It suddenly reached critical mass.
All at once, you couldn't go anywhere without somebody talking about the perilous state of America's newspapers.
Sen. John Kerry convened Congressional hearings in early May on the dire plight of the beleaguered broadsheets and tabs and what it portended for democracy. At the White House Correspondents' Association Dinner just a few days later, President Barack Obama offered his support to the struggling industry. Inevitably, panel discussions on what to do about the journalism crisis broke out all over the place. One Sunday, Frank Rich and Maureen Dowd both weighed in on the subject on the New York Times op-ed pages. And speaking of the Times, people began to contemplate the possibility of a world without it, at least in its present incarnation.
Even at my niece's bat mitzvah, a devoted news junkie told me of her fears for the future of news and of her willingness, even eagerness, to pay for quality journalism.
Why all the angst? The decline of print journalism is hardly a late-breaking development. Readers and advertisers have been gravitating Webward for years. But the potent one-two punch of transformational change and a major economic recession has made the unthinkable utterly thinkable. The sums that some of our top newspapers are losing are truly staggering – and frightening.
The Washington Post Co.'s newspaper division – that would be pretty much the Post – lost $53.8 million in the first quarter of the year. The New York Times Co. lost $74.5 million in the same quarter. When the Times Co. numbers came out, the much-quoted media analyst Ed Atorino said, "It's clear from these results that it's a very, very bad environment for newspapers." He may be onto something.
But how much of this bad news is permanent (thanks to the massive restructuring of journalism) and how much is temporary (thanks to the recession)? Newspaper mogul Dean Singleton, chairman of MediaNews Group, doesn't think media analysts are doing a very good job of separating the two, and as a result are overstating the long-term gloom and doom. "I'm still very confident that the newspaper industry will not only survive but will thrive over time," Singleton said in an interview with Michael Roberts of Westword, a Denver alternative weekly. "In a bit of a different model, but it still will. And I think the print newspaper will thrive over time."
There's also much wisdom in this recent Facebook status update from USC J-school Director Geneva Overholser: "Assured pronouncements about journalism's future resemble health news: Say what you will today; in 6 months, the opposite will be gospel."
Nevertheless, even the most optimistic newspaper booster would have to concede the severity of the challenge. While some of the ad revenue lost in the recession will return, a lot of it won't. And in a particularly ominous sign, newspapers' online ad money has started to decline.

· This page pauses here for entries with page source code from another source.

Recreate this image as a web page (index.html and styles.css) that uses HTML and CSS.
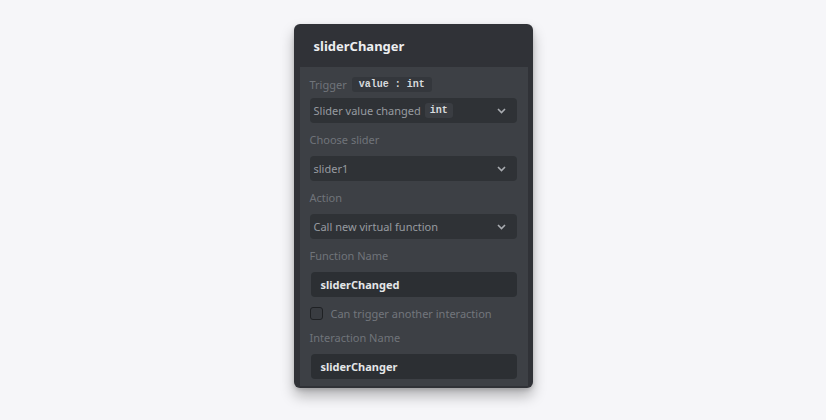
FILE: index.html
```html
<!DOCTYPE html>
<html>
<head>
<meta charset="utf-8">
<link rel="stylesheet" href="styles.css">
</head>
<body>
<div class="card">
  <div class="header">sliderChanger</div>
  <div class="panel">
    <div class="trigger-row">
      <span class="label">Trigger</span>
      <span class="chip">value : int</span>
    </div>
    <div class="select s1">
      <span class="select-text">Slider value changed <span class="chip small">int</span></span>
      <svg class="chev" width="9" height="6" viewBox="0 0 9 6"><path d="M1 1 L4.5 4.5 L8 1" fill="none" stroke="#a9acb1" stroke-width="1.6"/></svg>
    </div>
    <div class="label l">Choose slider</div>
    <div class="select">
      <span class="select-text">slider1</span>
      <svg class="chev" width="9" height="6" viewBox="0 0 9 6"><path d="M1 1 L4.5 4.5 L8 1" fill="none" stroke="#a9acb1" stroke-width="1.6"/></svg>
    </div>
    <div class="label l">Action</div>
    <div class="select">
      <span class="select-text">Call new virtual function</span>
      <svg class="chev" width="9" height="6" viewBox="0 0 9 6"><path d="M1 1 L4.5 4.5 L8 1" fill="none" stroke="#a9acb1" stroke-width="1.6"/></svg>
    </div>
    <div class="label l">Function Name</div>
    <div class="input">sliderChanged</div>
    <div class="check-row">
      <span class="box"></span>
      <span class="check-text">Can trigger another interaction</span>
    </div>
    <div class="label l2">Interaction Name</div>
    <div class="input">sliderChanger</div>
  </div>
</div>
</body>
</html>
```

FILE: styles.css
```css
html, body {
  margin: 0;
  padding: 0;
}
body {
  background: #f6f6f9;
  width: 826px;
  height: 420px;
  font-family: "Noto Sans", "Open Sans", sans-serif;
  display: flex;
  justify-content: center;
  align-items: flex-start;
  padding-top: 24px;
  box-sizing: border-box;
}
.card {
  width: 239px;
  height: 364px;
  background: #303237;
  border-radius: 6px;
  box-shadow: 0 8px 14px rgba(0, 0, 0, 0.28), 0 2px 4px rgba(0, 0, 0, 0.15);
  display: flex;
  flex-direction: column;
  box-sizing: border-box;
  padding: 0 5px 2px 6px;
}
.header {
  height: 43px;
  display: flex;
  align-items: center;
  padding-left: 14px;
  color: #eceef0;
  font-weight: 700;
  font-size: 13px;
  flex-shrink: 0;
}
.panel {
  flex: 1;
  background: #3d4045;
  padding: 10px 11px 0 10px;
  box-sizing: border-box;
  display: flex;
  flex-direction: column;
}
.label {
  color: #70747a;
  font-size: 11px;
  line-height: 15px;
  height: 15px;
}
.l { margin-top: 9px; margin-bottom: 9px; }
.l2 { margin-top: 10px; margin-bottom: 9px; }
.trigger-row {
  display: flex;
  align-items: center;
  height: 15px;
  gap: 5px;
}
.chip {
  background: #34373c;
  color: #d8dadd;
  font-family: "Liberation Mono", "DejaVu Sans Mono", monospace;
  font-weight: 700;
  font-size: 10px;
  line-height: 15px;
  height: 15px;
  padding: 0 7px;
  border-radius: 3px;
  display: inline-block;
}
.chip.small {
  background: #3a3d42;
  padding: 0 5px;
  margin-left: 4px;
}
.select {
  height: 25px;
  background: #2f3236;
  border-radius: 4px;
  display: flex;
  align-items: center;
  justify-content: space-between;
  padding: 0 11px 0 4px;
  box-sizing: border-box;
}
.s1 { margin-top: 6px; }
.select-text {
  color: #979ba0;
  font-size: 11px;
  display: flex;
  align-items: center;
}
.chev { display: block; }
.input {
  height: 25px;
  background: #2c2f33;
  border-radius: 4px;
  margin-left: 1px;
  padding-left: 10px;
  display: flex;
  align-items: center;
  color: #e4e6e8;
  font-weight: 700;
  font-size: 11px;
}
.check-row {
  display: flex;
  align-items: center;
  margin-top: 9px;
  height: 14px;
}
.box {
  width: 11px;
  height: 11px;
  border: 1.5px solid #1f2124;
  border-radius: 3px;
  background: #393c41;
  margin-right: 8px;
}
.check-text {
  color: #72767c;
  font-size: 11px;
}
```
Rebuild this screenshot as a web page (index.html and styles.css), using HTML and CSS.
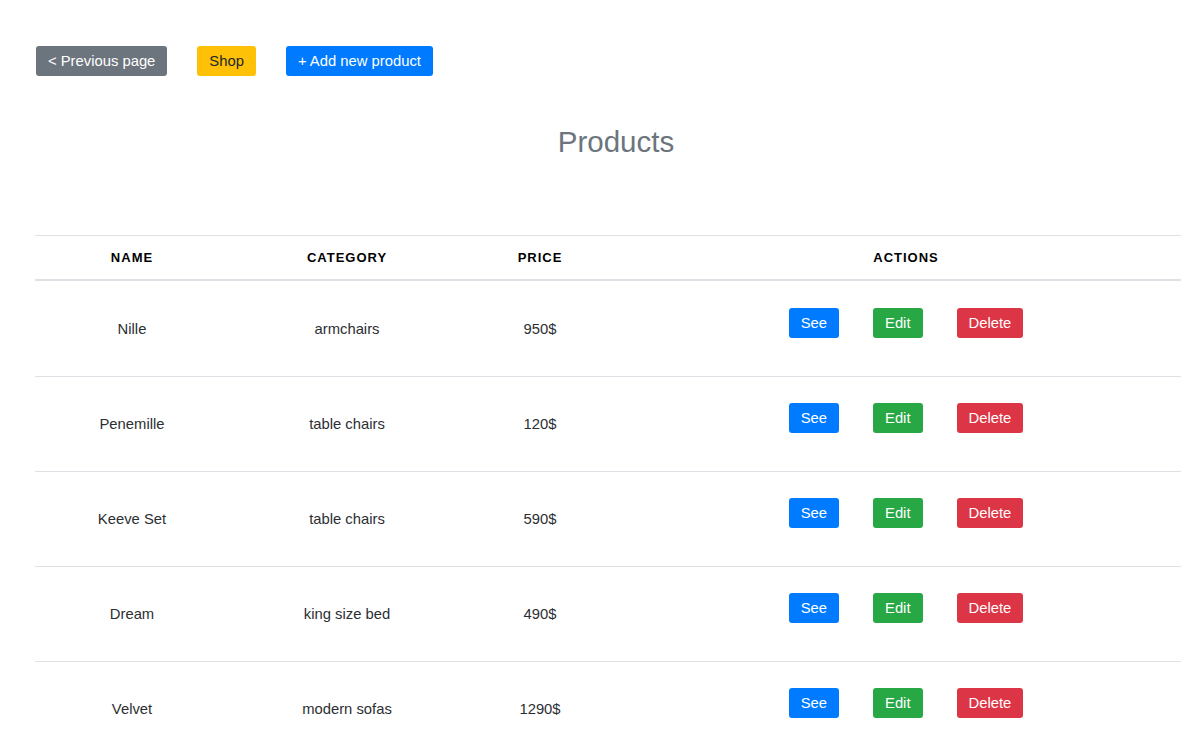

Already, the damage to America's newsgathering capacity has been severe. In AJR's April/May issue, Managing Editor Jennifer Dorroh reported that the number of newspaper reporters covering the nation's statehouses had declined by more than 30 percent in just six years, a stunning drop. The wholesale shedding of reporters by revenue-strapped news organizations has been widely documented, as has the decimation of the lineup of foreign correspondents.
The extent of the carnage has greatly diminished the ability of many news outlets to give readers the information they need as citizens in a democracy. As Rachel Smolkin writes in "Cities Without Newspapers" in the June/July issue of AJR, "What the newspaper industry faces is less imminent death than the specter of being mostly dead, of chopping staff and resources to the point where they sacrifice exactly what makes them so special.."
The flip side, of course, is all of the richness that online has added to the mix. The blogosphere, citizen journalism, online startups covering local news and state news and foreign news – all are important ingredients of the national media gumbo. But at this point they are complementary, not replacements for newspapers. The startups, for example, have staffs far, far smaller than even the depleted ones of old-school
So the vexing question remains: Who will pay for the large armies of journalists so important to unearthing critical information in a democracy? Nonprofit-funded journalism is on the rise, and in recent months the notion of charging for online content, long considered a nonstarter, has crept into vogue. Maybe that has some promise. But past efforts to charge don't offer much encouragement. Putting content behind a pay wall means a smaller online audience and a smaller pot of online ad revenue, which until recently was depicted as journalism's savior.
If we're headed down that route, let's hope things work out better this time.